台北市内を南北に縦断している淡水川の河口の町、淡水で下車。河岸とそこから1本内陸側の通り(老街)に、学生や若者向けのジャンクフード屋台や雑貨店が軒を連ねていて、たくさんの人が遊びに来ている。日本と違い、ジャンクフードや安食堂の価格が半額以下なので、台湾の人にとっても手軽な娯楽なのだろう。

淡水站前から、紅26系のバスに乗り、紅毛城へ向かう。


■ 公車 紅26系 捷運淡水站 13:11 → 紅毛城 13:19 (15台湾元)

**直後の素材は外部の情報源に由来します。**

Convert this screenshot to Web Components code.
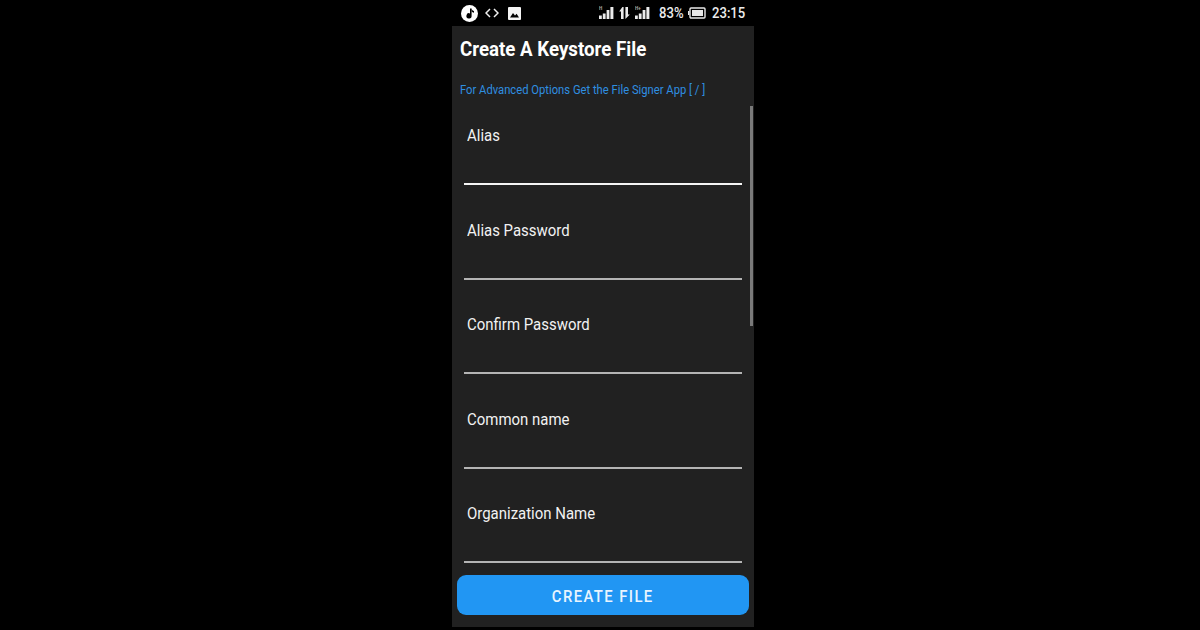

バス停のすぐ前に紅毛城の入場口があり、若い女性が次々と入っていく。切符売り場には、「工事前の最後の機会なので入場無料」と貼り出されている。坂道を登っていくと、工事用のシートに覆われた建物(砦)が1棟と、その裏にまだシートが掛けられていない建物1棟(領事館)がある。17世紀にスペインが建て、オランダ、イギリスと引き継がれ、台湾政府に返還されたのは1980年のことだそうだ。館内1階には、イギリス領事館だった当時の調度品が並べられている。2階は、この場所が恋愛の聖地らしいので、それに関する展示。
なんで恋愛の聖地なんだろう…。

紅毛城

紅毛城 (領事館)
ふたたびバスで淡水站付近まで戻り、老街を見物。コンビニで休憩して、川沿いを歩く。対岸を結ぶ観光船が泥水のように濁った川を渡ってきて、ゴミが大量に浮く観光桟橋に接岸している。昨晩の夕立で上流からゴミが大量に掃きだれてきたのだろう。ジャンクフードの屋台には日本とは少し違った趣向のものが売っている。イカ焼きではなくイカの姿揚げとか、巨大なソフトクリームとか。市街地では食事になるような実用的なジャンクフードが多いが、ここでは単なるおやつにしかならないもののほうが多い。

淡水老街 中正路


■ 台北捷運 淡水站 → 台北車站 15:27 (50台湾元)

地下鉄で台北車站まで戻ってくる。高速鉄道駅の自動券売機で、明日から延伸されて開業する台北郊外の南港站の検索をしてみる。確かに、今日の予約はエラーで、明日は購入可能。台北郊外の町まで延伸してもそれほど価値があるとは思えないのだが、台北駅ではなく少しは土地に余裕のある南港站に折り返し用プラットホームを作ると、鉄道会社としては価値があるのかもしれない。

西門の一つ向こうの站にある艋舺龍山寺を見に行く。西門から店が沿道に立ち並ぶ地区を南西へ。10分ほど歩くと艋舺清水巌という小さいお寺がある。昨日参拝した保安宮と、この2つの寺をあわせて「台北の三大廟門」というらしい。その中では、清水巌だけが規模が小さすぎる気がする…。

艋舺龍山寺


さらに5分ほど歩くと南西へ行くと龍山寺がある。正面入り口の右側には巨大な人工滝が作られていて、水がたくさん流れ落ちている。観光的には特に珍しいものはなく、夕方にもかかわらずたくさんの参拝客を集めていると思った。龍山寺の近所にある自助餐で夕食。125台湾元。歩いて西門のほうへ。巨大なカルフールがあり、テナントにニトリが入っていると看板が出ている。中山通り沿いには、かつての本願寺の跡地に日本家屋を模した建物が復元されている。